An exact reproduction of the records is required, with all images left out.

Source material -
*****
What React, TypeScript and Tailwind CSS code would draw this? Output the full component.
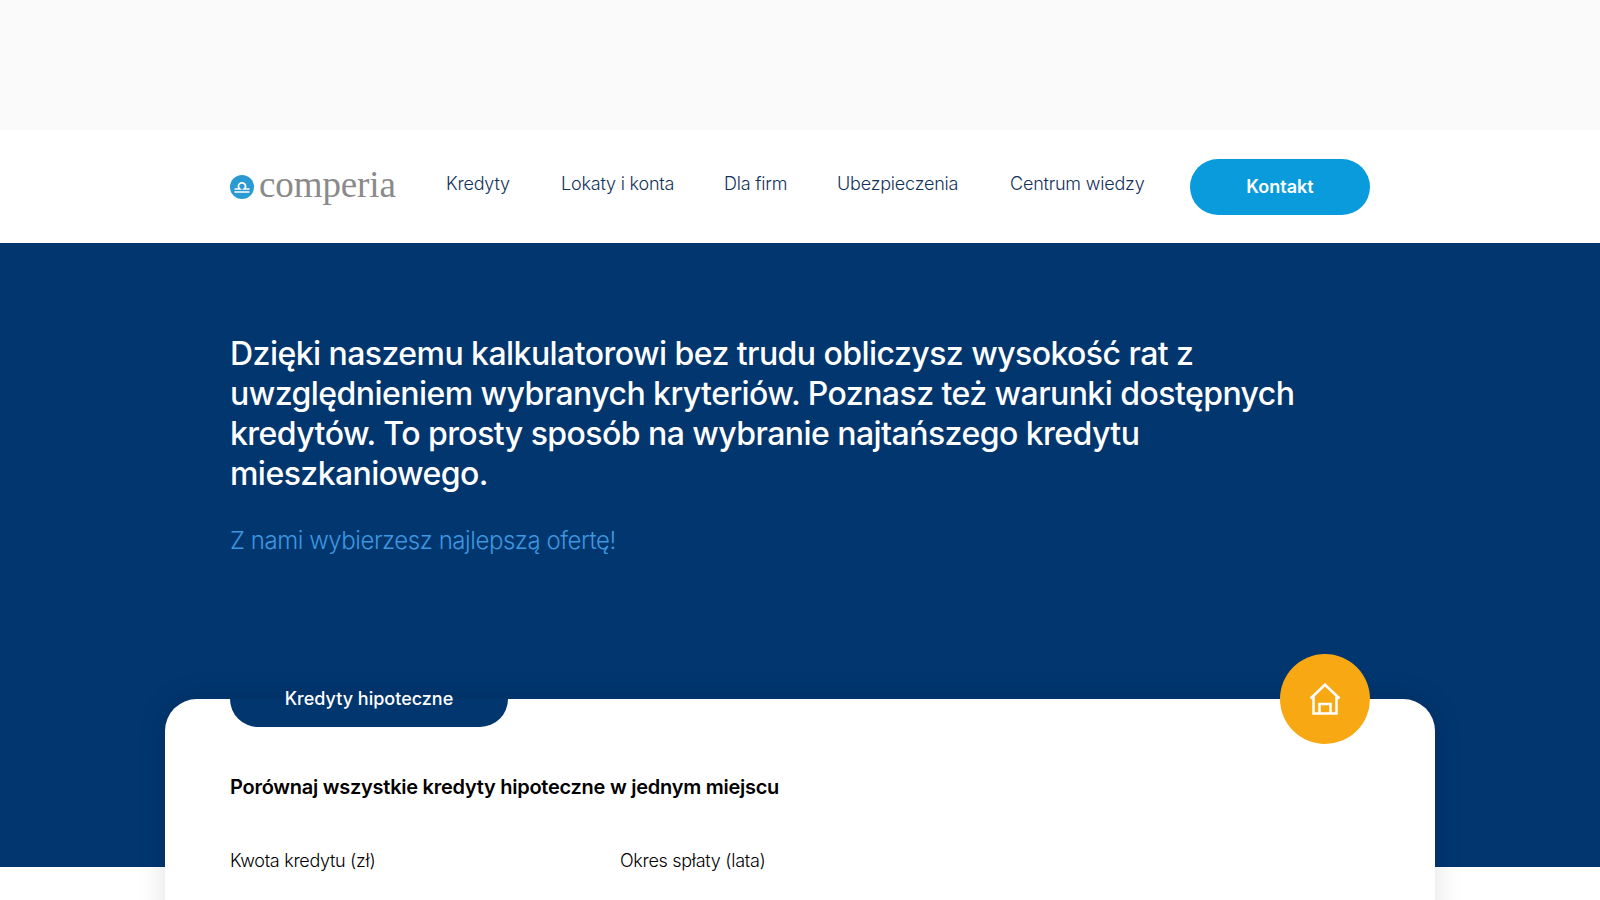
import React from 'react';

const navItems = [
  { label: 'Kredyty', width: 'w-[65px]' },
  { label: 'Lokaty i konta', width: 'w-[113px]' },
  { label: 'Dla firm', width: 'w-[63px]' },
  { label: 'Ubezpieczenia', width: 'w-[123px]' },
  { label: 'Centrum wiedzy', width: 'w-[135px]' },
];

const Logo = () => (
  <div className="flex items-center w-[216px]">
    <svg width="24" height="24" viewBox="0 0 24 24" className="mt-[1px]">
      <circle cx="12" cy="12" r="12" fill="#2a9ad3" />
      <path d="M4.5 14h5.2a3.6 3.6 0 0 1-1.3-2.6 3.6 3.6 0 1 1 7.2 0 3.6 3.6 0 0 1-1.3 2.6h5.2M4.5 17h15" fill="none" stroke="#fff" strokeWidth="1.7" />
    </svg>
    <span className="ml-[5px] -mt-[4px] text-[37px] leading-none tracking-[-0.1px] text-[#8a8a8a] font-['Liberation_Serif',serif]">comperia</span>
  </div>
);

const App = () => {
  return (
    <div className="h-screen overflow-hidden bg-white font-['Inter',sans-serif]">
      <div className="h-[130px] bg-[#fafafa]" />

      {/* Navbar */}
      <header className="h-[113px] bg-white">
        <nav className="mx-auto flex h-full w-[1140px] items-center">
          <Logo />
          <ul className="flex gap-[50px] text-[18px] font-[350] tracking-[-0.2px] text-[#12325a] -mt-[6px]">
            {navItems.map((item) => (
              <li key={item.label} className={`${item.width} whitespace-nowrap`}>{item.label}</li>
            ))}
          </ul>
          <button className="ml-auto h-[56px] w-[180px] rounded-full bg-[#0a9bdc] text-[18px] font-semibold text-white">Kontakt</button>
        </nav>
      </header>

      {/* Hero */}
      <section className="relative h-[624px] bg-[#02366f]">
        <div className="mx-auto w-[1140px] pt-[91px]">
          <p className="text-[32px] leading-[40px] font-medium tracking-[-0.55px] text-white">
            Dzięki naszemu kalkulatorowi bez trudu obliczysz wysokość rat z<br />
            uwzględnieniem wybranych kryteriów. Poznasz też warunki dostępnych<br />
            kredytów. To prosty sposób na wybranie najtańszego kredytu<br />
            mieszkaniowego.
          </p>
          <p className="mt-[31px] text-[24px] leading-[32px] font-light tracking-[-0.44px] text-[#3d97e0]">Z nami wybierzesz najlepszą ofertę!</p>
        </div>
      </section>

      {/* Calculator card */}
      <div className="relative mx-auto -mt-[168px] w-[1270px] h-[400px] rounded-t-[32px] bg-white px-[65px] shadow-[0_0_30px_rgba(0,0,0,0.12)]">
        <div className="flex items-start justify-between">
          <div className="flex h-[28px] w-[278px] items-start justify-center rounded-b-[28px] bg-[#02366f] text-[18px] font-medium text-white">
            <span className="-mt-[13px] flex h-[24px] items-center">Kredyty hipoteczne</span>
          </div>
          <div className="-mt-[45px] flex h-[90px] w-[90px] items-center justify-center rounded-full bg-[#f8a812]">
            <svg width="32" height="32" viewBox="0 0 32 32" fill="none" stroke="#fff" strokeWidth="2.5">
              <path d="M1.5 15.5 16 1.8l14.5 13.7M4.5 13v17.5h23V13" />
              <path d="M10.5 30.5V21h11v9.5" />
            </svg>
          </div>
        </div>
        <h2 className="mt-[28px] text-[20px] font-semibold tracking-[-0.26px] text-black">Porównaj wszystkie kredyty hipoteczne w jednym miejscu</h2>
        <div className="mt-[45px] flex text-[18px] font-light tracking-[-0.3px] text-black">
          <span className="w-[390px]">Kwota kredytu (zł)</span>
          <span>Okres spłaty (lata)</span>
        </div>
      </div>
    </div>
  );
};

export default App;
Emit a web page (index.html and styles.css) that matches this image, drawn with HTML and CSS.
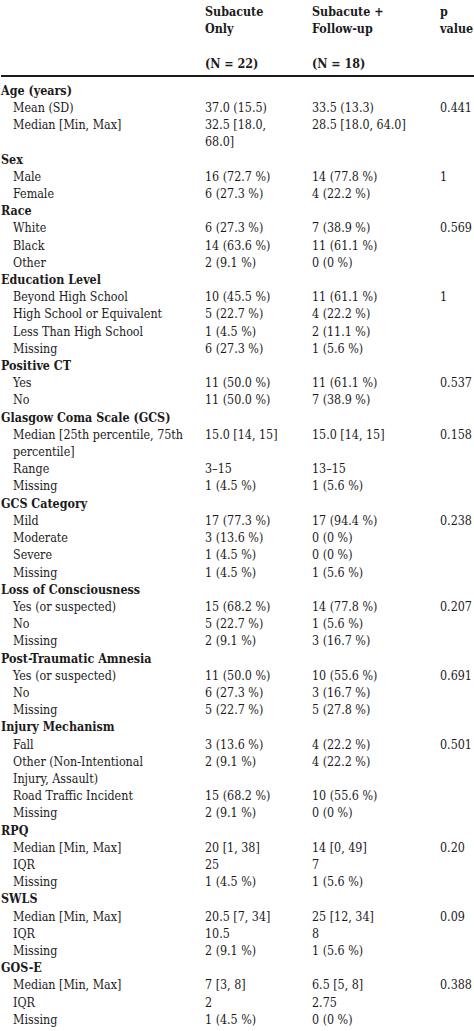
*****
Right answer -
What React, TypeScript and Tailwind CSS code would draw this? Output the full component.
import React from 'react';

const navItems = [
  { label: 'Kredyty', width: 'w-[65px]' },
  { label: 'Lokaty i konta', width: 'w-[113px]' },
  { label: 'Dla firm', width: 'w-[63px]' },
  { label: 'Ubezpieczenia', width: 'w-[123px]' },
  { label: 'Centrum wiedzy', width: 'w-[135px]' },
];

const Logo = () => (
  <div className="flex items-center w-[216px]">
    <svg width="24" height="24" viewBox="0 0 24 24" className="mt-[1px]">
      <circle cx="12" cy="12" r="12" fill="#2a9ad3" />
      <path d="M4.5 14h5.2a3.6 3.6 0 0 1-1.3-2.6 3.6 3.6 0 1 1 7.2 0 3.6 3.6 0 0 1-1.3 2.6h5.2M4.5 17h15" fill="none" stroke="#fff" strokeWidth="1.7" />
    </svg>
    <span className="ml-[5px] -mt-[4px] text-[37px] leading-none tracking-[-0.1px] text-[#8a8a8a] font-['Liberation_Serif',serif]">comperia</span>
  </div>
);

const App = () => {
  return (
    <div className="h-screen overflow-hidden bg-white font-['Inter',sans-serif]">
      <div className="h-[130px] bg-[#fafafa]" />

      {/* Navbar */}
      <header className="h-[113px] bg-white">
        <nav className="mx-auto flex h-full w-[1140px] items-center">
          <Logo />
          <ul className="flex gap-[50px] text-[18px] font-[350] tracking-[-0.2px] text-[#12325a] -mt-[6px]">
            {navItems.map((item) => (
              <li key={item.label} className={`${item.width} whitespace-nowrap`}>{item.label}</li>
            ))}
          </ul>
          <button className="ml-auto h-[56px] w-[180px] rounded-full bg-[#0a9bdc] text-[18px] font-semibold text-white">Kontakt</button>
        </nav>
      </header>

      {/* Hero */}
      <section className="relative h-[624px] bg-[#02366f]">
        <div className="mx-auto w-[1140px] pt-[91px]">
          <p className="text-[32px] leading-[40px] font-medium tracking-[-0.55px] text-white">
            Dzięki naszemu kalkulatorowi bez trudu obliczysz wysokość rat z<br />
            uwzględnieniem wybranych kryteriów. Poznasz też warunki dostępnych<br />
            kredytów. To prosty sposób na wybranie najtańszego kredytu<br />
            mieszkaniowego.
          </p>
          <p className="mt-[31px] text-[24px] leading-[32px] font-light tracking-[-0.44px] text-[#3d97e0]">Z nami wybierzesz najlepszą ofertę!</p>
        </div>
      </section>

      {/* Calculator card */}
      <div className="relative mx-auto -mt-[168px] w-[1270px] h-[400px] rounded-t-[32px] bg-white px-[65px] shadow-[0_0_30px_rgba(0,0,0,0.12)]">
        <div className="flex items-start justify-between">
          <div className="flex h-[28px] w-[278px] items-start justify-center rounded-b-[28px] bg-[#02366f] text-[18px] font-medium text-white">
            <span className="-mt-[13px] flex h-[24px] items-center">Kredyty hipoteczne</span>
          </div>
          <div className="-mt-[45px] flex h-[90px] w-[90px] items-center justify-center rounded-full bg-[#f8a812]">
            <svg width="32" height="32" viewBox="0 0 32 32" fill="none" stroke="#fff" strokeWidth="2.5">
              <path d="M1.5 15.5 16 1.8l14.5 13.7M4.5 13v17.5h23V13" />
              <path d="M10.5 30.5V21h11v9.5" />
            </svg>
          </div>
        </div>
        <h2 className="mt-[28px] text-[20px] font-semibold tracking-[-0.26px] text-black">Porównaj wszystkie kredyty hipoteczne w jednym miejscu</h2>
        <div className="mt-[45px] flex text-[18px] font-light tracking-[-0.3px] text-black">
          <span className="w-[390px]">Kwota kredytu (zł)</span>
          <span>Okres spłaty (lata)</span>
        </div>
      </div>
    </div>
  );
};

export default App;
Emit a web page (index.html and styles.css) that matches this image, drawn with HTML and CSS.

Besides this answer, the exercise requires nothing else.